This was absolutely delicious.
The Mara slithered through the jungle, gobbling up animals and people alike. To her they were no different. She had to feed.
The fear pumping throughout each and every one of them thrilled her and she drank and drank and drank. In her wake she left only muck, blood and death. Even the plants trembled before her as she thrashed towards the mountains, whipping across valleys and rivers alike in her haste.
Before her, the fear grew, spreading outward like a wave. And so she grew with it, feasting on the raw power of their mortal terror. Until she, the Mara, were a mountain, arcing across Earth, given lift by the fear and hatred and horror.
It was joyous.
After so, long, to fly again. To kill, to taste again.
She dove into the oceans and fed. And again into the sky. And down into the cities, smashing through the skyscrapers and crust. She savored every atom.

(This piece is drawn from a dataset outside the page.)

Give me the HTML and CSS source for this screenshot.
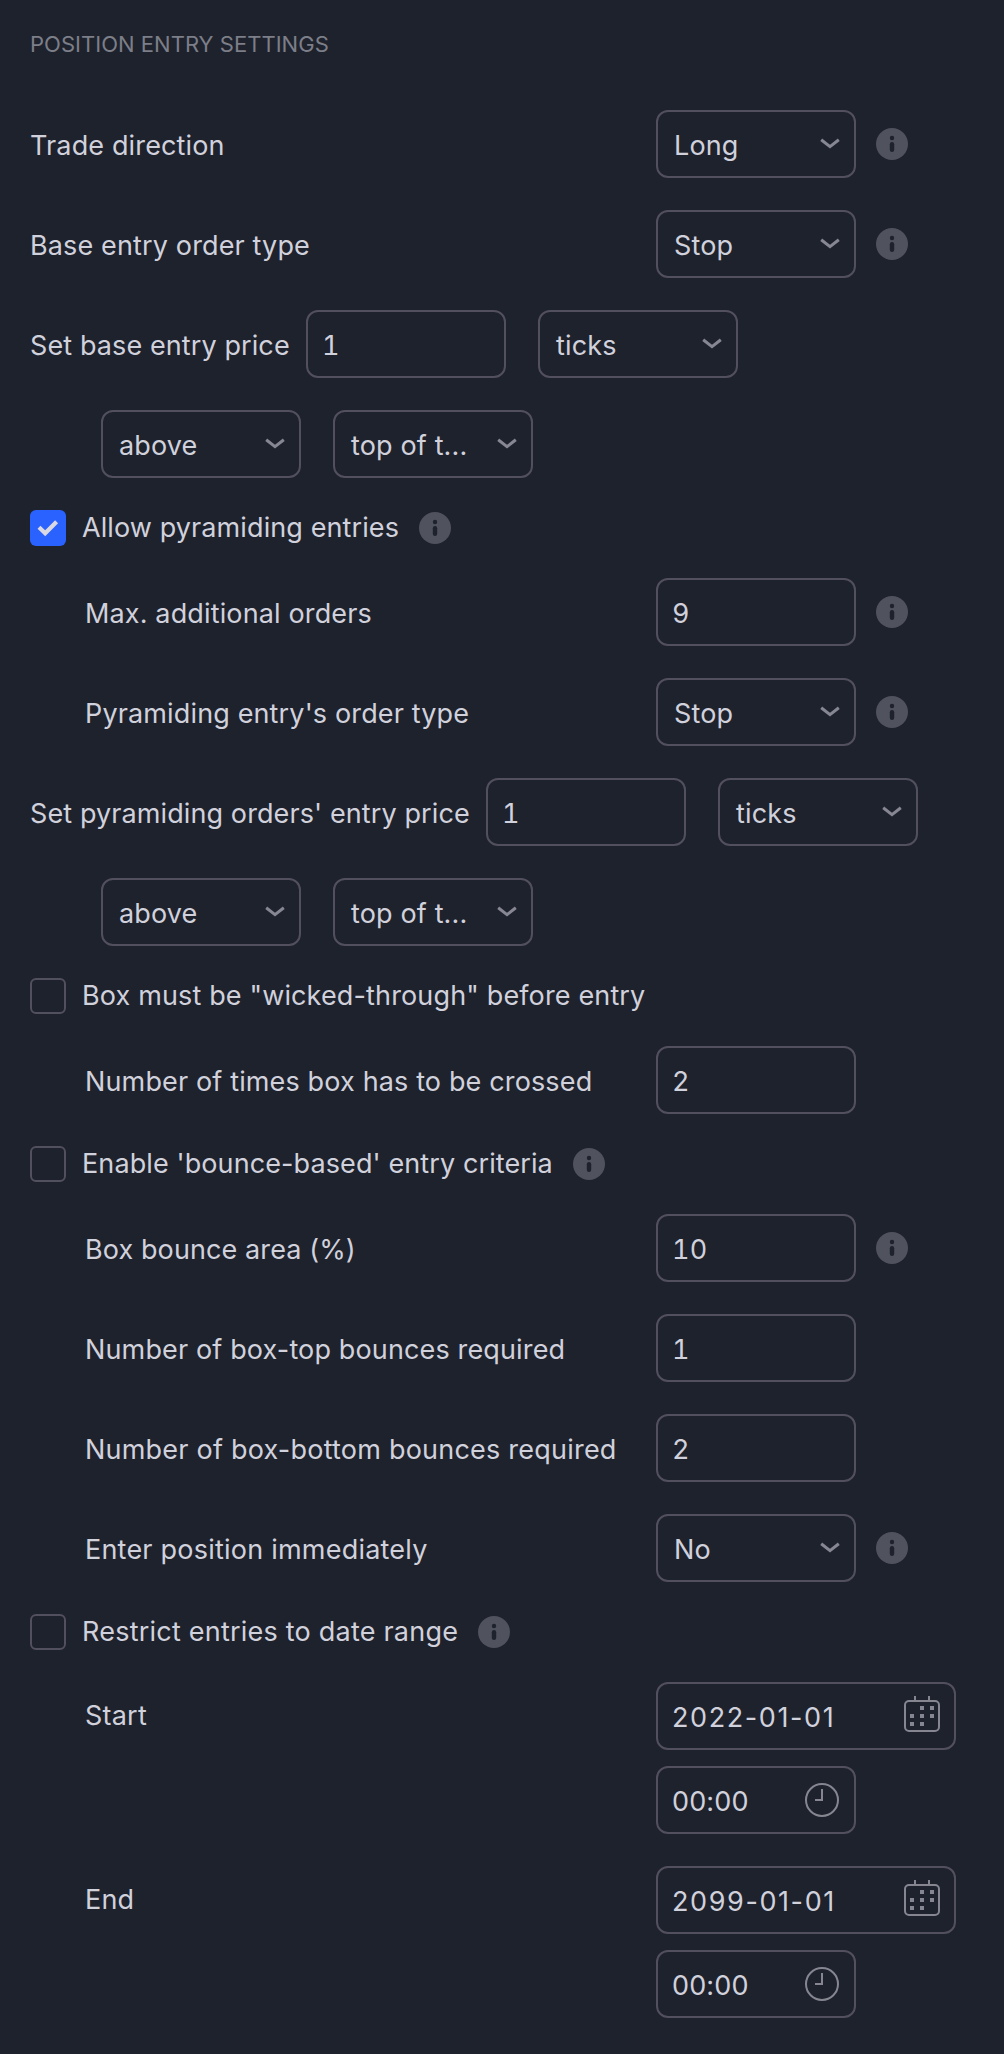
FILE: index.html
```
<!DOCTYPE html>
<html lang="en">
<head>
  <meta charset="UTF-8" />
  <meta name="viewport" content="width=device-width, initial-scale=1.0"/>
  <title>Position Entry Settings</title>
  <link rel="stylesheet" href="styles.css">
</head>
<body>

<!-- shared icons -->
<svg class="sprite" width="0" height="0">
  <symbol id="chevron" viewBox="0 0 20 12">
    <path d="M1.2 1.8 L10 8.7 L18.8 1.8" fill="none" stroke="currentColor" stroke-width="3"/>
  </symbol>
  <symbol id="info" viewBox="0 0 32 32">
    <circle cx="16" cy="16" r="16" fill="currentColor"/>
    <circle cx="16" cy="10" r="2.2" fill="#1e222d"/>
    <rect x="13.8" y="14" width="4.4" height="10" rx="2.2" fill="#1e222d"/>
  </symbol>
  <symbol id="calendar" viewBox="0 0 36 36">
    <rect x="1" y="5" width="34" height="30" rx="4" fill="none" stroke="currentColor" stroke-width="2"/>
    <path d="M10 0h2v4h-2z M24 0h2v4h-2z M16 10h4v4h-4z M26 10h4v4h-4z M6 18h4v4h-4z M16 18h4v4h-4z M26 18h4v4h-4z M6 26h4v4h-4z M16 26h4v4h-4z" fill="currentColor"/>
  </symbol>
  <symbol id="clock" viewBox="0 0 36 36">
    <circle cx="18" cy="18" r="16" fill="none" stroke="currentColor" stroke-width="2"/>
    <path d="M18 7 V18 H11" fill="none" stroke="currentColor" stroke-width="2"/>
  </symbol>
</svg>

<div class="settings">
  <h2>POSITION ENTRY SETTINGS</h2>

  <div class="row">
    <span class="label">Trade direction</span>
    <div class="field select"><span>Long</span><svg class="chevron"><use href="#chevron"/></svg></div>
    <svg class="info"><use href="#info"/></svg>
  </div>

  <div class="row">
    <span class="label">Base entry order type</span>
    <div class="field select"><span>Stop</span><svg class="chevron"><use href="#chevron"/></svg></div>
    <svg class="info"><use href="#info"/></svg>
  </div>

  <div class="row inline">
    <span class="label base-price">Set base entry price</span>
    <div class="field"><span>1</span></div>
    <div class="field select"><span>ticks</span><svg class="chevron"><use href="#chevron"/></svg></div>
  </div>

  <div class="row inline offset">
    <div class="field select"><span>above</span><svg class="chevron"><use href="#chevron"/></svg></div>
    <div class="field select"><span>top of t...</span><svg class="chevron"><use href="#chevron"/></svg></div>
  </div>

  <div class="check-row">
    <span class="checkbox checked">
      <svg width="36" height="36" viewBox="0 0 36 36"><path d="M9 17.3 L15.2 23.2 L26.6 11.7" fill="none" stroke="#d9d9e3" stroke-width="4.2"/></svg>
    </span>
    <span class="check-label tight">Allow pyramiding entries</span>
    <svg class="info"><use href="#info"/></svg>
  </div>

  <div class="row nested">
    <span class="label">Max. additional orders</span>
    <div class="field"><span>9</span></div>
    <svg class="info"><use href="#info"/></svg>
  </div>

  <div class="row nested">
    <span class="label">Pyramiding entry's order type</span>
    <div class="field select"><span>Stop</span><svg class="chevron"><use href="#chevron"/></svg></div>
    <svg class="info"><use href="#info"/></svg>
  </div>

  <div class="row inline">
    <span class="label pyramid-price">Set pyramiding orders' entry price</span>
    <div class="field"><span>1</span></div>
    <div class="field select"><span>ticks</span><svg class="chevron"><use href="#chevron"/></svg></div>
  </div>

  <div class="row inline offset">
    <div class="field select"><span>above</span><svg class="chevron"><use href="#chevron"/></svg></div>
    <div class="field select"><span>top of t...</span><svg class="chevron"><use href="#chevron"/></svg></div>
  </div>

  <div class="check-row">
    <span class="checkbox"></span>
    <span class="check-label">Box must be "wicked-through" before entry</span>
  </div>

  <div class="row nested">
    <span class="label">Number of times box has to be crossed</span>
    <div class="field"><span>2</span></div>
  </div>

  <div class="check-row">
    <span class="checkbox"></span>
    <span class="check-label tight">Enable 'bounce-based' entry criteria</span>
    <svg class="info"><use href="#info"/></svg>
  </div>

  <div class="row nested">
    <span class="label tight">Box bounce area (%)</span>
    <div class="field"><span>10</span></div>
    <svg class="info"><use href="#info"/></svg>
  </div>

  <div class="row nested">
    <span class="label">Number of box-top bounces required</span>
    <div class="field"><span>1</span></div>
  </div>

  <div class="row nested">
    <span class="label loose">Number of box-bottom bounces required</span>
    <div class="field"><span>2</span></div>
  </div>

  <div class="row nested">
    <span class="label loose">Enter position immediately</span>
    <div class="field select"><span>No</span><svg class="chevron"><use href="#chevron"/></svg></div>
    <svg class="info"><use href="#info"/></svg>
  </div>

  <div class="check-row">
    <span class="checkbox"></span>
    <span class="check-label loose">Restrict entries to date range</span>
    <svg class="info"><use href="#info"/></svg>
  </div>

  <div class="row nested dates">
    <span class="label loose">Start</span>
    <div class="date-group">
      <div class="field date"><span>2022-01-01</span><svg class="calendar"><use href="#calendar"/></svg></div>
      <div class="field time"><span>00:00</span><svg class="clock"><use href="#clock"/></svg></div>
    </div>
  </div>

  <div class="row nested dates">
    <span class="label loose">End</span>
    <div class="date-group">
      <div class="field date"><span>2099-01-01</span><svg class="calendar"><use href="#calendar"/></svg></div>
      <div class="field time"><span>00:00</span><svg class="clock"><use href="#clock"/></svg></div>
    </div>
  </div>
</div>

</body>
</html>
```
FILE: styles.css
```
body {
  margin: 0;
  background-color: #1e222d;
  color: #d1d1dc;
  font-family: Inter, "Liberation Sans", sans-serif;
  font-size: 27px;
  letter-spacing: 0.14px;
}

.sprite {
  display: none;
}

.settings {
  display: flex;
  flex-direction: column;
  gap: 32px;
  padding: 30px 30px 36px;
}

h2 {
  margin: 0 0 20px;
  font-size: 22px;
  font-weight: 400;
  line-height: 28px;
  letter-spacing: 0.03px;
  color: #7c7e88;
}

.row {
  display: flex;
  align-items: center;
  min-height: 68px;
}

.label {
  box-sizing: border-box;
  width: 626px;
  padding-top: 4px;
  line-height: 36px;
  white-space: nowrap;
}

.nested .label {
  padding-left: 55px;
}

.tight {
  letter-spacing: 0.1px;
}

.loose {
  letter-spacing: 0.22px;
}

.field {
  box-sizing: border-box;
  display: flex;
  align-items: center;
  justify-content: space-between;
  width: 200px;
  height: 68px;
  padding: 0 14px;
  border: 2px solid #524f5e;
  border-radius: 12px;
  font-variant-numeric: tabular-nums;
}

.field span {
  padding-top: 4px;
  line-height: 36px;
  white-space: nowrap;
}

.select {
  padding-left: 16px;
  font-variant-numeric: normal;
}

/* price rows: controls follow the label directly */
.inline {
  gap: 32px;
}

.inline .label {
  margin-right: -16px;
  letter-spacing: 0.1px;
}

.inline .base-price {
  width: 260px;
}

.inline .pyramid-price {
  width: 440px;
}

.offset {
  padding-left: 71px;
}

.chevron {
  width: 20px;
  height: 12px;
  color: #868792;
}

.info {
  width: 32px;
  height: 32px;
  margin-left: 20px;
  color: #50525d;
}

.check-row {
  display: flex;
  align-items: center;
  height: 36px;
}

.checkbox {
  box-sizing: border-box;
  width: 36px;
  height: 36px;
  margin-right: 16px;
  border: 2px solid #524f5e;
  border-radius: 6px;
}

.checked {
  border: none;
  background-color: #2962ff;
}

.check-label {
  line-height: 36px;
  white-space: nowrap;
}

/* date and time pickers */
.dates {
  align-items: flex-start;
}

.dates .label {
  padding-top: 16px;
}

.date-group {
  display: flex;
  flex-direction: column;
  gap: 16px;
}

.date {
  width: 300px;
  letter-spacing: 1.6px;
  font-variant-numeric: normal;
}

.time {
  font-variant-numeric: normal;
}

.calendar, .clock {
  width: 36px;
  height: 36px;
  color: #868690;
}

.calendar {
  margin-bottom: 4px;
}
```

And then she was airborne again, her hide slick and glossy against the blackness of space, swirling around the planet that now seemed so tiny, its wounds bleeding into the atmosphere with crimson dust and steam.
And blood.
The Mara roared with delight.
And she then plunged back into the world, smashing through the mantle and into the core, reveling and splashing in the molten, dying heart.
The Doctor watched speechless. On the scanner screen, Earth quivered as the Mara pulled itself wholly into the planet, just as a worm pulls itself into a diseased and rotten apple.
This was impossible. It was 1972.
This couldn't be happening.
They couldn't be dead.
She couldn't be dead. Not like that.
The Doctor sighed, and turned from the screen. He hung his jacket up on the coat rack. He patted his celery kindly before moving back to the console.
The vast gray room was empty. No Tegan. No Turlough. No one.
The room seemed terribly sad, somehow, humming emptily into the nothingness.
He was dead. All of him were dead. Dead or changed.
The pink band itched again, distantly. He fought the urge to rip it off.
It was, quite possibly, the only reason he was still alive, unlike the rest of himselves.
He promised himself he'd never do this, but there was nothing, no one left. Not even himself.
The Doctor squared his shoulders and moved to a particular part of the console. He moved his hands in a strange gesture, fast and quick, in the air above the panel.
A lever appeared where there had been none before.
It was absurdly large, with a round, gleaming knob.
He stared at it, long and deliberating. Then, with both hands, he slowly lowered the lever and stepped away from the console.
The Time Rotor, the neon, crystalline heart of the console, floated upwards until it hovered just above his head. One of the hexagonal panels of the console sank into the floor, leaving the gaping white emptiness in the middle.
The light in the room dimmed, solemnly.
The Doctor closed his eyes and stepped into the center of the console.
He felt panic swell inside him as the console closed around him, but then he felt something sooth him, a quick, gentle brush of calm upon his mind.
And then he was gone.
Behind him, in the empty console room, a little red light began to flash incessantly.